Kapuspen TNI Mayjen Hariyanto menegaskan dukungan TNI melalui distribusi logistik, penyediaan lahan, serta monitoring dan evaluasi dengan melibatkan Kodim, Lantamal, Lanud, dan sekitar 2.000 SPPI. Namun kritik muncul karena TNI sejatinya memiliki tugas pokok di bidang pertahanan, sementara sarjana dan anak muda menganggur. Data BPS Februari 2025 menunjukkan pengangguran nasional 7,28 juta orang, hampir setengahnya usia 15–24 tahun. Kondisi ini menimbulkan pertanyaan mengapa program menekankan pelatihan semi-militer bagi fasilitator, padahal banyak sarjana bisa diberdayakan untuk memperkuat kapasitas gizi dan kesehatan masyarakat, terutama setelah kasus keracunan massal mengindikasikan lemahnya pengawasan MBG.
Solusi Menyeluruh
Agar MBG benar-benar bermanfaat, diperlukan reformasi tata kelola, pengawasan, dan implementasi. Pertama, pemerintah harus mengalihkan sebagian anggaran dari belanja barang ke belanja modal dan pembangunan kapasitas, termasuk pelatihan tenaga gizi, guru, dan infrastruktur sekolah (15%-20% dari total anggaran).

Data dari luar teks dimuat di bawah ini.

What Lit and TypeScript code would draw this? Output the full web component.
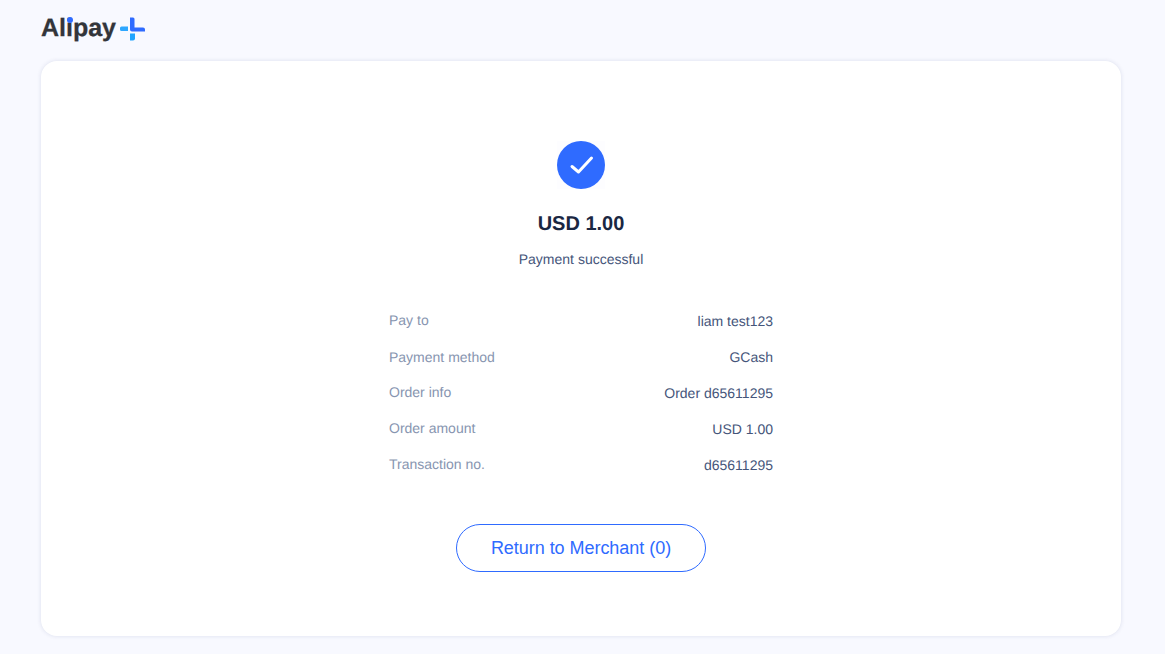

Kedua, standar keamanan pangan harus diperketat. Sistem rantai dingin perlu diterapkan agar makanan tetap segar, semua penyedia wajib sertifikasi keamanan pangan, dan sanksi tegas diberikan bagi pelanggar. Pengawasan harus independen, melibatkan BGN, BPOM, dan Lembaga Perlindungan Konsumen.
Ketiga, distribusi makanan harus dipangkas dari rantai birokrasi panjang. Digital tracking dapat memantau pengiriman secara real-time dari produksi ke sekolah, meminimalkan risiko makanan basi.

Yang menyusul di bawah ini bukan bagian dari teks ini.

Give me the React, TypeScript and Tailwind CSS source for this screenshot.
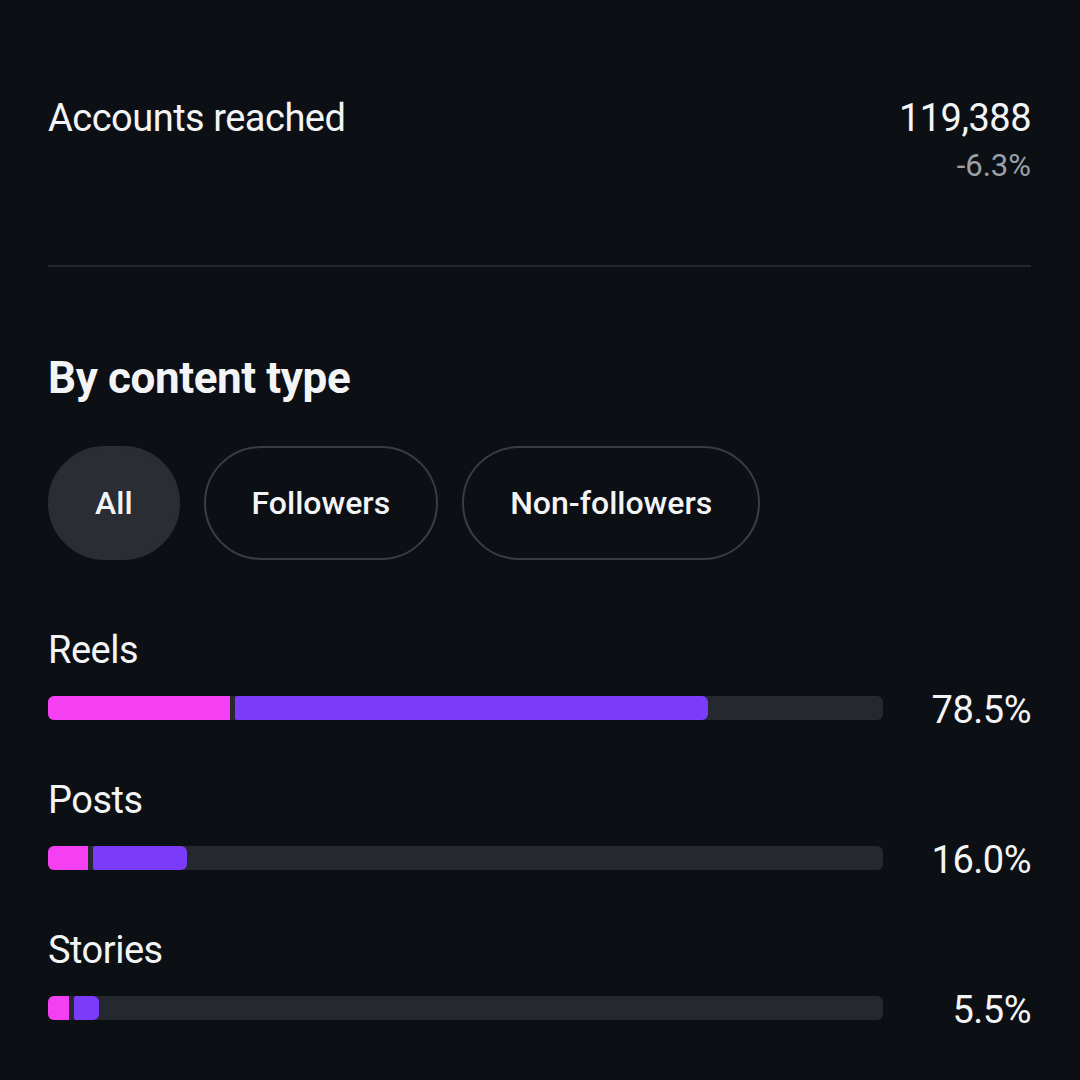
import React from 'react';

interface ContentRow {
  label: string;
  followers: number;
  nonFollowers: number;
  value: string;
}

// widths in px of the 835px track
const rows: ContentRow[] = [
  { label: 'Reels', followers: 182, nonFollowers: 473, value: '78.5%' },
  { label: 'Posts', followers: 40, nonFollowers: 94, value: '16.0%' },
  { label: 'Stories', followers: 21, nonFollowers: 25, value: '5.5%' },
];

const chips = ['All', 'Followers', 'Non-followers'];

const Bar: React.FC<{ row: ContentRow }> = ({ row }) => (
  <div className="mt-[14px] flex h-[44px] items-center">
    <div className="flex h-[24px] flex-1 overflow-hidden rounded-[6px] bg-[#25282e]">
      <div className="h-full bg-[#f440f2]" style={{ width: `${row.followers}px` }} />
      <div
        className="ml-[5px] h-full rounded-r-[6px] rounded-l-[2px] bg-[#7a3cfa]"
        style={{ width: `${row.nonFollowers}px` }}
      />
    </div>
    <div className="w-[148px] translate-y-[2px] text-right text-[38px] leading-[44px] tracking-[-0.5px] text-[#f3f4f5]">
      {row.value}
    </div>
  </div>
);

export default function App() {
  const font = "font-['Roboto',_'Noto_Sans',_sans-serif]";

  return (
    <div className={`min-h-[1080px] w-[1080px] bg-[#0c0f14] pl-[48px] pr-[49px] pt-[96px] text-[#f3f4f5] ${font}`}>
      <div className="flex items-start justify-between">
        <div className="text-[38px] leading-[44px] tracking-[-0.5px]">Accounts reached</div>
        <div className="flex flex-col items-end">
          <div className="text-[38px] leading-[44px] tracking-[-0.5px]">119,388</div>
          <div className="mt-[8px] text-[31px] leading-[36px] text-[#9ca1a8]">-6.3%</div>
        </div>
      </div>

      <div className="mt-[81px] h-[2px] bg-[#25282d]" />

      <h2 className="mt-[85px] text-[44px] font-bold leading-[52px] tracking-[-0.4px]">By content type</h2>

      <div className="mt-[42px] flex gap-[24px]">
        {chips.map((chip, i) => (
          <div
            key={chip}
            className={`flex h-[114px] items-center rounded-full border-2 text-[32px] font-medium ${
              i === 0 ? 'border-[#2a2d33] bg-[#2a2d33] px-[45px]' : 'border-[#393c41] px-[46px]'
            }`}
          >
            {chip}
          </div>
        ))}
      </div>

      <div className="mt-[68px] flex flex-col gap-[48px]">
        {rows.map((row) => (
          <div key={row.label}>
            <div className="text-[38px] leading-[44px] tracking-[-0.5px]">{row.label}</div>
            <Bar row={row} />
          </div>
        ))}
      </div>
    </div>
  );
}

Keempat, peran fasilitator perlu diperjelas. Mereka fokus pada pendidikan dan pengawasan gizi, bukan pelatihan semi-militer. Tenaga profesional dengan latar belakang gizi, kesehatan masyarakat, atau pendidikan anak sebaiknya direkrut. Pelatihan semi-militer tetap dapat dilakukan oleh unit TNI khusus tanpa mengganggu peran fasilitator.
Kelima, indikator kinerja transparan harus ditetapkan. Keberhasilan MBG tidak hanya diukur dari jumlah makanan yang dibagikan, tetapi juga penurunan stunting, peningkatan literasi gizi, dan perbaikan kesehatan anak. Laporan kinerja wajib dipublikasikan agar masyarakat dapat memantau dan memberi masukan.
Keenam, partisipasi masyarakat dan sektor swasta perlu ditingkatkan. Koperasi lokal, UMKM pangan, dan komunitas petani dapat dilibatkan sebagai penyedia bahan baku, sehingga MBG tidak hanya meningkatkan gizi tapi juga memperkuat ekonomi lokal.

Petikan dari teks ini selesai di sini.